- Spokespersons: Óscar Álvarez Lomba and Lois Pérez Leira
- Founded: 2013
- Merger of: New Socialist Left and Galician Left Unity
- Headquarters: Santiago de Compostela
- Union affiliation: Confederación Intersindical Galega
- Ideology: Galician nationalism Socialism Confederalism Ecologism
- Political position: Left-wing

Website
- avozdanovaesquerda.org

= New Galician Left =

New Galician Left (NEG, Nova Esquerda Galega in Galician language) is a Galician left-wing political organization.

==History==
NEG was formed in 2013 by former members of Galician Left Unity (UEG) and the entire membership of New Socialist Left (NES). Both groups had been part of Anova-Nationalist Brotherhood since its foundation. This organization, formed through the merger of the two small parties, was also joined by about twenty ex-members of the Galician Socialist Party (PSdeG).

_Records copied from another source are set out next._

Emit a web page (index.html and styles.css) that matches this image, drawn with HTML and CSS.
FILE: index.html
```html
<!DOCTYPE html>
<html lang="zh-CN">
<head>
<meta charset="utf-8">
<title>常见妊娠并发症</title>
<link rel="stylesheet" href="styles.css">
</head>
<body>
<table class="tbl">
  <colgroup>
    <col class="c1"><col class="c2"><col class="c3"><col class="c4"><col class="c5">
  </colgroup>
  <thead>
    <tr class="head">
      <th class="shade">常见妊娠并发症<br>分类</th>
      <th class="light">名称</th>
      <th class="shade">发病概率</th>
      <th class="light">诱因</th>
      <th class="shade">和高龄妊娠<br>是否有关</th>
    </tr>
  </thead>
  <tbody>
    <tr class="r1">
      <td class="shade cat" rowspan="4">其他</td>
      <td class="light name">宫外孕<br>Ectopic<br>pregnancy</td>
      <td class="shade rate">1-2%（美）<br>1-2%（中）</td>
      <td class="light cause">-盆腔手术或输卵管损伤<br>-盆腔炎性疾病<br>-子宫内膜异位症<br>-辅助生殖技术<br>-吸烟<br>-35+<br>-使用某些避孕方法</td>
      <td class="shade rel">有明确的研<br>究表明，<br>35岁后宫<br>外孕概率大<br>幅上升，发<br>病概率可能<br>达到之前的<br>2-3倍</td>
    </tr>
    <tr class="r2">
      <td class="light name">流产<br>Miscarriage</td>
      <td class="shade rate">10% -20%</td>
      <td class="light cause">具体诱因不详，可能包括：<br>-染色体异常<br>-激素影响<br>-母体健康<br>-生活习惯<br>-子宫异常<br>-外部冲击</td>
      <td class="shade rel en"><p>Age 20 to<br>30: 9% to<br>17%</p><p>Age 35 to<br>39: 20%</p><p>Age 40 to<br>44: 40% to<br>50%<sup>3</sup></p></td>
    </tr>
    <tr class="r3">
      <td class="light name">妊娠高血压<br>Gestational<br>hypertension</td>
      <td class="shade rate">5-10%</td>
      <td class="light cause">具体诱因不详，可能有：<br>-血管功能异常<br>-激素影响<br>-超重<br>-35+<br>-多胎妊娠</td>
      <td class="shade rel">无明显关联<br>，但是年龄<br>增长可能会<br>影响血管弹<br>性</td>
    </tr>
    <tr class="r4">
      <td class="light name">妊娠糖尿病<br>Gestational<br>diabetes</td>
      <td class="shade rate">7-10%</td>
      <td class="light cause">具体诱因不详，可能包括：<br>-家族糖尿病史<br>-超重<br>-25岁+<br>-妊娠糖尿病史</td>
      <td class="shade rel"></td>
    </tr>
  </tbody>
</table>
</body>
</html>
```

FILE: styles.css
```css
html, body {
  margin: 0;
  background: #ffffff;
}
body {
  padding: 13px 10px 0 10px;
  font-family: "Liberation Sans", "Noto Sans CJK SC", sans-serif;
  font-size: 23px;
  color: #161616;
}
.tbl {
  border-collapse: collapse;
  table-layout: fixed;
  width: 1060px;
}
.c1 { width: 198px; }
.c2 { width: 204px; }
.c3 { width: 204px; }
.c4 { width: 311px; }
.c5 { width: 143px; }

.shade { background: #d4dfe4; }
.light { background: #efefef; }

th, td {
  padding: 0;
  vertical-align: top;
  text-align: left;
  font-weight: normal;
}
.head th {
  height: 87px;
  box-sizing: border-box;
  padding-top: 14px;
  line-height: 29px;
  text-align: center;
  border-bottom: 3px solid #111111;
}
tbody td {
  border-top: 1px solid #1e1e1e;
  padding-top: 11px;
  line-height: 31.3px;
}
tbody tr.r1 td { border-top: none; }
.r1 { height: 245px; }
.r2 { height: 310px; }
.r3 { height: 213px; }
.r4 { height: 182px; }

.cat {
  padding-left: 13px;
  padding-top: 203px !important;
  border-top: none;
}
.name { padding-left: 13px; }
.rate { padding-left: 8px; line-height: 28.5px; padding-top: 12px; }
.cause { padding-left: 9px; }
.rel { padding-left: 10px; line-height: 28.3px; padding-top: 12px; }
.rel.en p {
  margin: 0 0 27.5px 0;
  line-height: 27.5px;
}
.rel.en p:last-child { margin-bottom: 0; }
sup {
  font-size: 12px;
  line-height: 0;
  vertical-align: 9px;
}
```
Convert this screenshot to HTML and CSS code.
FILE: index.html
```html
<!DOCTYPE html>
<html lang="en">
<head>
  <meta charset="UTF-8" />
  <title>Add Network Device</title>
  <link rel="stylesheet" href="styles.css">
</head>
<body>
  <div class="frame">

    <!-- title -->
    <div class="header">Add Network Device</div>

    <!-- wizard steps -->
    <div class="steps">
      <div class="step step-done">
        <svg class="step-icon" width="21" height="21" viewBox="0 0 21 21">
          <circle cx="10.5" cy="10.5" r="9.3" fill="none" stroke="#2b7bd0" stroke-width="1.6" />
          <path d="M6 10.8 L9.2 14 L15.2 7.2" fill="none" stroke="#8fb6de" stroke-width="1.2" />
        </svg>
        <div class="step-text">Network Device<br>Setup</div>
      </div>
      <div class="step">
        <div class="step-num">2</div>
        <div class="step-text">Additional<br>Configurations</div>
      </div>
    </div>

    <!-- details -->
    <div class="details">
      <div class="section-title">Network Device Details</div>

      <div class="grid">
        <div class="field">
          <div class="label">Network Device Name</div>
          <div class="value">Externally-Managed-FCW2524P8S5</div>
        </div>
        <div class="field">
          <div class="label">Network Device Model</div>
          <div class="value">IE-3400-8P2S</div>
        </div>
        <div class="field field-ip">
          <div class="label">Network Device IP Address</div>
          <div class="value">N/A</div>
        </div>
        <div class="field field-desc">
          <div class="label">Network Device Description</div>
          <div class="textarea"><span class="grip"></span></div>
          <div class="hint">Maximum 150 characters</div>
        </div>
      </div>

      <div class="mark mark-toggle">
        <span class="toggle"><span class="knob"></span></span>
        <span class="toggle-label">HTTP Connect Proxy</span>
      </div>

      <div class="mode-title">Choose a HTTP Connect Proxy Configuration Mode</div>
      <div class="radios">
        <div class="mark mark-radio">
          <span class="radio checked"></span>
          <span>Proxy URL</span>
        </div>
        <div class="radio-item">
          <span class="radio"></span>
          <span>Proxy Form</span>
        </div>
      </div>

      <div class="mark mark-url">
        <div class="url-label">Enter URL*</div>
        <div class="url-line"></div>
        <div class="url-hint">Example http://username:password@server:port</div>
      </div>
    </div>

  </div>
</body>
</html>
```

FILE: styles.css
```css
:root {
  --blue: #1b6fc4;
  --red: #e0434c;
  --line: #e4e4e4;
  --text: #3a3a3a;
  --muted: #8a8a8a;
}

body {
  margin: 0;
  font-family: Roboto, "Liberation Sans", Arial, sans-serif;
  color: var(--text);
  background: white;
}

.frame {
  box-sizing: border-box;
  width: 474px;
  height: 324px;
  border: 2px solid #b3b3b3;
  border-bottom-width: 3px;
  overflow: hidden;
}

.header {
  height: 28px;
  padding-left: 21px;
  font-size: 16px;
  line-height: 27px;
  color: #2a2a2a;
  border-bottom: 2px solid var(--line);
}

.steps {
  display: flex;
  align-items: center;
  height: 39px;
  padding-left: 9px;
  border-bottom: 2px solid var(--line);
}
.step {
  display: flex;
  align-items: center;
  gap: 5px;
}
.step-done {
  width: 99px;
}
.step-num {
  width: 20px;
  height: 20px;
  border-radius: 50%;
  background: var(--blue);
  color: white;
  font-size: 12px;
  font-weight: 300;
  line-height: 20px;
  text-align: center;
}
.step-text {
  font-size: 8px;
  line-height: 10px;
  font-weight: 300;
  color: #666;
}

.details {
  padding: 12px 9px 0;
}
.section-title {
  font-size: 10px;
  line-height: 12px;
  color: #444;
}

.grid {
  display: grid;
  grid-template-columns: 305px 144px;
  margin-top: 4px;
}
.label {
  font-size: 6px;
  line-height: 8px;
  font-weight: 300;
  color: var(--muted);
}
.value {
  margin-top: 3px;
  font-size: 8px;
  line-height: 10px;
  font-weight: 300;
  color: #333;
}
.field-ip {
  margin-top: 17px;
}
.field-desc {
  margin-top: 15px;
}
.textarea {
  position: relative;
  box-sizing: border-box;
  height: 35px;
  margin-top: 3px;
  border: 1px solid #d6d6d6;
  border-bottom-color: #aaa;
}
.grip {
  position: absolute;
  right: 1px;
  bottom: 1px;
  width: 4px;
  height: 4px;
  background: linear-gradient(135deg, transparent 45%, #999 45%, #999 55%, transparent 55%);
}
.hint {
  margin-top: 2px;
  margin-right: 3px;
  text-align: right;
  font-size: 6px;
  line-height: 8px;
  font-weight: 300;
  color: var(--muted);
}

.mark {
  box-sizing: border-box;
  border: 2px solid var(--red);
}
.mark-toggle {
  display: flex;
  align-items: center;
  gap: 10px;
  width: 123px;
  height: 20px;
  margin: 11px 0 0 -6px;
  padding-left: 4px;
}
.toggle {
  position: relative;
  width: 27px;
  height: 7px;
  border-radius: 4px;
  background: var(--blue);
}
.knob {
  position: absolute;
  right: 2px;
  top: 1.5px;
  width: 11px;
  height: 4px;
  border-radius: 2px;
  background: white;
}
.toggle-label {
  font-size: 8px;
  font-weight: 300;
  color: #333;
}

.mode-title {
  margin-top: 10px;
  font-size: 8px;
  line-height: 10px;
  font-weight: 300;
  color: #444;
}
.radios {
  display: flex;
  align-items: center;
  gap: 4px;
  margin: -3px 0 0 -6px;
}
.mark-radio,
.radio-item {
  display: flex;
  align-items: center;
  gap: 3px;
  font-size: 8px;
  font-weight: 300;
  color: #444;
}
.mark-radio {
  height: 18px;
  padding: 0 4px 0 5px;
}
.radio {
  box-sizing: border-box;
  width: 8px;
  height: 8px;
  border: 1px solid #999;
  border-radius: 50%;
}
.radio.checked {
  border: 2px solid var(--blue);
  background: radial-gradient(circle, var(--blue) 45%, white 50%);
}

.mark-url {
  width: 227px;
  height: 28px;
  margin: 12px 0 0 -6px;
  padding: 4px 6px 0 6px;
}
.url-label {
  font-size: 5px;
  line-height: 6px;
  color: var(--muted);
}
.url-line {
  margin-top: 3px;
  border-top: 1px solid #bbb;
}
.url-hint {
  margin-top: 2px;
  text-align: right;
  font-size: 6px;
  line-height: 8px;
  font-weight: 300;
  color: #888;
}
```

Currently the party is in a relationship of ongoing collaboration with organizations like Open Left (Izab), Convergence for Extremadura (CEX), Ezker Batua-Berdeak (EB-B), Compromís, Plural Space and Socialist Left Initiative (ISI) and is part of the left-wing coalition La Izquierda, that advocates the creation, for the future elections, of a left front that could break the two-party system in Spain.

Óscar Álvarez Lomba and Lois Pérez Leira are the two spokespersons of the party.